Girlfriendo: Surprise! Surprise! It's Girlfriendo
Girlfriendo are actually Swedish, but the lead singers sound English, and the band sounds a lot more like Kenickie than they do like Roxette. Girlfriendo, though, squeeze the warring impulses from Kenickie's two albums onto one disc, perhaps hoping that if they're forced to coexist they won't consume each other the way, in the end, Kenickie's did. "Homework" is a thickly-accented recitation over a cyclic funk jam, but "First Kiss Feelings vs.

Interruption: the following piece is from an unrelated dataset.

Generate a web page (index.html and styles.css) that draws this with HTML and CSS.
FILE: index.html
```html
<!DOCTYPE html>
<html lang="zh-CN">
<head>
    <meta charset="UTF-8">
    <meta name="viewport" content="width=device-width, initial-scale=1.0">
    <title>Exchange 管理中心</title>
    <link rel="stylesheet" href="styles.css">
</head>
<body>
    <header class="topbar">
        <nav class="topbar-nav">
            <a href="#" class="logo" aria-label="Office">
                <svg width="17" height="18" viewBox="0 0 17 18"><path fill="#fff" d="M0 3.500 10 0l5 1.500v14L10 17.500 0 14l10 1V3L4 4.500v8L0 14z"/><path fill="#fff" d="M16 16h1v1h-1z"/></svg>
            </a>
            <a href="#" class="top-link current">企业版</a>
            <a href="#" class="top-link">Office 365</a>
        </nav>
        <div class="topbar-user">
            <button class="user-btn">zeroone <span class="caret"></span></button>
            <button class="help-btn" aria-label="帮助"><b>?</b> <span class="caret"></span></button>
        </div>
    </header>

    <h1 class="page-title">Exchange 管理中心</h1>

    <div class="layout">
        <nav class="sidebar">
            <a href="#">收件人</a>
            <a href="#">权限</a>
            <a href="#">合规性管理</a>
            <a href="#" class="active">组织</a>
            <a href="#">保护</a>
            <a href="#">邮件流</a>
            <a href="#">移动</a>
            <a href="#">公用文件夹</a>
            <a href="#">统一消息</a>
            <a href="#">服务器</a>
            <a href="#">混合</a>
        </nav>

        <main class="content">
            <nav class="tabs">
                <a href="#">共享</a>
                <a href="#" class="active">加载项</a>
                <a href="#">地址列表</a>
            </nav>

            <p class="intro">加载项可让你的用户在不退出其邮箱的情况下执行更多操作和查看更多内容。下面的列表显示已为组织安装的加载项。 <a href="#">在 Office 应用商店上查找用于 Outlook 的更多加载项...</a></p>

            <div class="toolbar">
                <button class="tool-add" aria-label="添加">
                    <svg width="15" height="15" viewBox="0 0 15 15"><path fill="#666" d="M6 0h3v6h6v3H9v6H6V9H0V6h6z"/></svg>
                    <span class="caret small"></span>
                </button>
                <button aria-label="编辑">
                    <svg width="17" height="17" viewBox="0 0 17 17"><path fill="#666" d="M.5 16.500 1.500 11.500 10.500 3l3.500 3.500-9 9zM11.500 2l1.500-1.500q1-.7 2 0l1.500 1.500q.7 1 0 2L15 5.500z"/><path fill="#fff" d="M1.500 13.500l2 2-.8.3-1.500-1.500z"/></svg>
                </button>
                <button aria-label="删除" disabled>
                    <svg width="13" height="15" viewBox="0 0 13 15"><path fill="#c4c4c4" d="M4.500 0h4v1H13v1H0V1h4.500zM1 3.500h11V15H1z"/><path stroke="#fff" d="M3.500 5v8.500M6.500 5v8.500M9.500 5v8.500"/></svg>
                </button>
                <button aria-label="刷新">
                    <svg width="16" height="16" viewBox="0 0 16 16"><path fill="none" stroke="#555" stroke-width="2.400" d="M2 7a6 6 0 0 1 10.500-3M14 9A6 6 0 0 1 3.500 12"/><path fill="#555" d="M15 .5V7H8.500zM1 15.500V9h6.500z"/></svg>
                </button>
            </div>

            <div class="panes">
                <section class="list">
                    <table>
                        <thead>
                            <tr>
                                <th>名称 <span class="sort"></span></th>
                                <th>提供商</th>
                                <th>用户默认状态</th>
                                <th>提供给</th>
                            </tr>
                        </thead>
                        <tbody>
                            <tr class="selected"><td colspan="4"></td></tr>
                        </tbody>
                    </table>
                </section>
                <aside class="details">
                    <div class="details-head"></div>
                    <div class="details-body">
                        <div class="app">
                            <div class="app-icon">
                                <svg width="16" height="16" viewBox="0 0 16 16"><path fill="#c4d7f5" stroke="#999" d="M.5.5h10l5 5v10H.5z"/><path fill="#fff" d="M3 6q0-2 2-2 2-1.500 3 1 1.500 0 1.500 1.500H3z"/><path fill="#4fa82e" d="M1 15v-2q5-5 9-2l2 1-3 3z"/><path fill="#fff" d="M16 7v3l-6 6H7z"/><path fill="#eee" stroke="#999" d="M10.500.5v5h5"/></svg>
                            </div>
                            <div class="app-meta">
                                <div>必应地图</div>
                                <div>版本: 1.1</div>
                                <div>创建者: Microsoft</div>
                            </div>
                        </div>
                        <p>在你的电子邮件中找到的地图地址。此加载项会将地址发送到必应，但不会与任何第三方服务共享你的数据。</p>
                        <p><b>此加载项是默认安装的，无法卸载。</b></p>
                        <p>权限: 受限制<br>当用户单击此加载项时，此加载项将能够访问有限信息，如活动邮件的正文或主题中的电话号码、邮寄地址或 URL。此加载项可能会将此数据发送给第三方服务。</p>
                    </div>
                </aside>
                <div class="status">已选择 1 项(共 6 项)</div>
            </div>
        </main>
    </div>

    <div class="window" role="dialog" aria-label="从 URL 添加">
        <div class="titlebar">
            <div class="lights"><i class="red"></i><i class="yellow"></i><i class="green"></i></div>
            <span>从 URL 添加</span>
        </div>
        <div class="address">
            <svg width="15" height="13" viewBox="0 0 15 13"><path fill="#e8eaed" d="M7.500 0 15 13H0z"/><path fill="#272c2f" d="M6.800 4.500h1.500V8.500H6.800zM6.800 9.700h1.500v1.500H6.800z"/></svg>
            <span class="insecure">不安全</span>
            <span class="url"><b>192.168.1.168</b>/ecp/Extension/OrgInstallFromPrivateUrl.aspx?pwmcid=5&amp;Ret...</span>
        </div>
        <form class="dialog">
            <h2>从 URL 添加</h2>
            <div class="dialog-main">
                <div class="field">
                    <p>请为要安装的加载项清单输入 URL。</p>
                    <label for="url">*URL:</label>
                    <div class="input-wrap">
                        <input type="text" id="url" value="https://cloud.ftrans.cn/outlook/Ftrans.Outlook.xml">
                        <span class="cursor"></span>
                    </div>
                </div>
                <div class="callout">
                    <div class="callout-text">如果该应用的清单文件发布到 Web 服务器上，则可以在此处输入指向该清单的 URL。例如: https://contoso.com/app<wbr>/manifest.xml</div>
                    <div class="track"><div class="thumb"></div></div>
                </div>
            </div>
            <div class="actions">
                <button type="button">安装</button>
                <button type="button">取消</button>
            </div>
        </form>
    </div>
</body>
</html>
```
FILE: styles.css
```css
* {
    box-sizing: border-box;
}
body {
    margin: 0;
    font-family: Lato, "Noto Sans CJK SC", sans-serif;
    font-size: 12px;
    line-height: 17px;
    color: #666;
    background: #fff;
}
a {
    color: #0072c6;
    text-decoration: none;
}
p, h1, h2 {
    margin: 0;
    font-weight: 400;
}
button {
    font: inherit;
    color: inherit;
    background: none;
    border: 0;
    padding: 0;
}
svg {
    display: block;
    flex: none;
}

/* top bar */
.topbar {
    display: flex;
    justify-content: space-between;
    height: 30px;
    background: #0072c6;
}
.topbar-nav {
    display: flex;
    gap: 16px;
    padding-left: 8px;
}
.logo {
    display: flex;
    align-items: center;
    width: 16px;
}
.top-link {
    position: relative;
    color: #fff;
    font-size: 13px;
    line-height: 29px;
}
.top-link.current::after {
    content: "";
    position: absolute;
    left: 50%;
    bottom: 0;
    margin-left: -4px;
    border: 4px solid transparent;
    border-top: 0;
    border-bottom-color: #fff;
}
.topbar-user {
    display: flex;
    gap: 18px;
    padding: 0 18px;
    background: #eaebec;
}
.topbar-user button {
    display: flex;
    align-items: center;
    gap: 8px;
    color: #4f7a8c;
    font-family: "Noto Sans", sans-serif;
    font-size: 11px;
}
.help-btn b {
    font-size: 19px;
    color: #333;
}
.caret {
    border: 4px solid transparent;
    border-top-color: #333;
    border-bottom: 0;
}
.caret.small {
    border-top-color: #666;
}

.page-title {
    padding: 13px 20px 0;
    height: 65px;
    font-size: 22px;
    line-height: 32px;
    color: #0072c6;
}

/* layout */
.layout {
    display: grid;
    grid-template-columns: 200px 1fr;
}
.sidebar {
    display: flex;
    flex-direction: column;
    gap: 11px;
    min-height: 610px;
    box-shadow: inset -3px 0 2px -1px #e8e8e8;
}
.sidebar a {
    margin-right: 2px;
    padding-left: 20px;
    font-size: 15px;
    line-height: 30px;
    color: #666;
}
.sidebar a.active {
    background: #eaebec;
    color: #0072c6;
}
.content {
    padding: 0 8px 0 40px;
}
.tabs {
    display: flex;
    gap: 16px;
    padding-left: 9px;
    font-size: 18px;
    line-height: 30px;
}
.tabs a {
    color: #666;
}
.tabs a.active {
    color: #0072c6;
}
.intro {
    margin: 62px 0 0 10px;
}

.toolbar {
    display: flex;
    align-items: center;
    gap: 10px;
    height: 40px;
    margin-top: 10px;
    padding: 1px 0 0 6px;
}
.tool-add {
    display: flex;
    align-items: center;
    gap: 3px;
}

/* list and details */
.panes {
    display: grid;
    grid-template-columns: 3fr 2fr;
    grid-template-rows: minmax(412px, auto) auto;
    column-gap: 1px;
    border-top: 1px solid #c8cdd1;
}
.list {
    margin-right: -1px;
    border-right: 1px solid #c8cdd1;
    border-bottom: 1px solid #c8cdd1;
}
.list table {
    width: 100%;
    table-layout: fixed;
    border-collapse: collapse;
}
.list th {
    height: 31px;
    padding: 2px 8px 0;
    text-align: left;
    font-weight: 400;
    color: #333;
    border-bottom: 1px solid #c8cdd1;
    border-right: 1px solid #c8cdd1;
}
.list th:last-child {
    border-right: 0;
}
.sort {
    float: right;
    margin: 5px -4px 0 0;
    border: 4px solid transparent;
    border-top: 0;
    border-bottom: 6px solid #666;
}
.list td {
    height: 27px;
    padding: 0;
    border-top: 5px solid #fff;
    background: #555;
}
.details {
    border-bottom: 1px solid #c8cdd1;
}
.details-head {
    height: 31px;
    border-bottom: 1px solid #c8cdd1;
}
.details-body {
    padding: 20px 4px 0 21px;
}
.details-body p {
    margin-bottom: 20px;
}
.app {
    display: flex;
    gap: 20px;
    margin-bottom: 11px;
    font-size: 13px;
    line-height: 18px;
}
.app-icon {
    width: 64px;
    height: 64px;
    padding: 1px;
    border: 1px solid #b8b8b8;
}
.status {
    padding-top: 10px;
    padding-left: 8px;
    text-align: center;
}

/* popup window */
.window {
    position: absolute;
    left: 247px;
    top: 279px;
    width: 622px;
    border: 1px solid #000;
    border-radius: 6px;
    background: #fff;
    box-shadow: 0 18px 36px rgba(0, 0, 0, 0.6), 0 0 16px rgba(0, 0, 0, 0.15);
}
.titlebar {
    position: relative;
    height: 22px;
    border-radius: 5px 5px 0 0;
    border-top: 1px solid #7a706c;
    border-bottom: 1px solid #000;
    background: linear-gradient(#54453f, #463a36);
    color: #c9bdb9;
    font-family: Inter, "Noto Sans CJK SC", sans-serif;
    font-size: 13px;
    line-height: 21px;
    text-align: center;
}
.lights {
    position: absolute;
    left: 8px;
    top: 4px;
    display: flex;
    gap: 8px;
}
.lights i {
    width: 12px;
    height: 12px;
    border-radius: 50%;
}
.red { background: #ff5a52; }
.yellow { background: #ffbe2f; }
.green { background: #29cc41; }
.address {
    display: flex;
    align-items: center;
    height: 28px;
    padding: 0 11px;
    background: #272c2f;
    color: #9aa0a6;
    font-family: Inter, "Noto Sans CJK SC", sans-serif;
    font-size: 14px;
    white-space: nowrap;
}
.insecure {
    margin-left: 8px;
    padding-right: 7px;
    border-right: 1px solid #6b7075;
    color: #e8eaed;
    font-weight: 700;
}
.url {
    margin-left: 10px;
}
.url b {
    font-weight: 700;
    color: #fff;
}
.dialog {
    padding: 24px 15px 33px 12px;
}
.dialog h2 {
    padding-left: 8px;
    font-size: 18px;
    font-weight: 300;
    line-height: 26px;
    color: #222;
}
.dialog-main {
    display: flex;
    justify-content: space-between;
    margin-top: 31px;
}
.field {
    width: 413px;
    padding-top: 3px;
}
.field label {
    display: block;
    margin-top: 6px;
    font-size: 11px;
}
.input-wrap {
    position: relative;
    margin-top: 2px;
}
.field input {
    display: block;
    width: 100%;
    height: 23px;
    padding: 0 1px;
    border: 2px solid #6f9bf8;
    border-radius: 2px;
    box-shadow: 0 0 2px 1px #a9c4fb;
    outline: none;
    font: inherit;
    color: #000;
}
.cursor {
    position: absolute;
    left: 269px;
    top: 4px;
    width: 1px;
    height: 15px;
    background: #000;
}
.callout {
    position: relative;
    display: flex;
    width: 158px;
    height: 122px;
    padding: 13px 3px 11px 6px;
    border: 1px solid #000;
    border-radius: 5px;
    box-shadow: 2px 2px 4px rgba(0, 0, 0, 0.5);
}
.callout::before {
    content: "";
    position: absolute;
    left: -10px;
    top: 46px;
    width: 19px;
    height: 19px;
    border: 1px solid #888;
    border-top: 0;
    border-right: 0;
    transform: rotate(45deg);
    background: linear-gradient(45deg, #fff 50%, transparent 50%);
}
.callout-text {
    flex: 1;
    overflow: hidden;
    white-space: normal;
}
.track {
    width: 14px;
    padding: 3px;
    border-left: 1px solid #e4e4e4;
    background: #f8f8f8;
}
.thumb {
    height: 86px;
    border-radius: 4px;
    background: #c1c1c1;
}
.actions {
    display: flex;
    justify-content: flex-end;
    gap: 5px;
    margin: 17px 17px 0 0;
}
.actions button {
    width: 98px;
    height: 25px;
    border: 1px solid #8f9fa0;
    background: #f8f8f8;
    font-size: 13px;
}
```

Everyday Sensations" is an unapologetic "Town Called Malice" clone and "Delicatessen" is defiant and shouty. "Make-Up" is sunny and delicate, and "Sad Birthday Song" describes itself accurately, but "12" is expansive and precocious. "Cat Heaven" is goofy girl-group froth, "Kisses in the Nursery" is a playground chant that, at less than a minute, still goes on way too long, and "Girlfriendo Soundsystem" is a meandering, expendable instrumental, but then "Hallelujah" sounds like Luscious Jackson by way of Trans Am. "Surprise, Surprise" reminds me of the Jam's "Beat Surrender" or Don't Try This at Home-era Billy Bragg, but on "Lose Your Face" the band sounds like they're trying to learn a Cardigans song at half speed. They bring in wheezing synthesizers and a clicking drum-machine for the beepy "Crushed", which makes them sound Japanese, but for the poised finale, "A Reason for Every Season", they're back to sounding like the Jam's Style-Council-anticipating final days. I'm pretty sure I wouldn't have wanted Kenickie to blend pastel pop into their shiny girl-power debut, or mar the icing of Get In with spray paint, but it's interesting to hear how the combination might have worked, if they'd survived to a third album to try it.
Eggstone: Spanish Slalom
The jazzy parts of Eggstone's Spanish Slalom are actually a bit too jazzy for my tastes, too many vibraphones, clarinets (oboes?) and demurrals, but when they slip up and revert to pop, as on the pealing "My Trumpets", the crashing, Jellyfish-like choruses of "The Dog", the sweeping strings that carry away the Beautiful South-ish "Birds in Cages", the frantic "If You Say", the sputtering disco groove of "Taramasalata", the warped Pixies-homage "Desdemona", and the ebullient cascades of "Still All Stands Still", I'm far too entranced to care whether this album has two songs I don't like or twelve. Summer days are long, long enough too for the moments of rapture you need a remote to organize. Know what the scientist knows: everything counts. Anything that isn't part of the treasure can always be part of the map.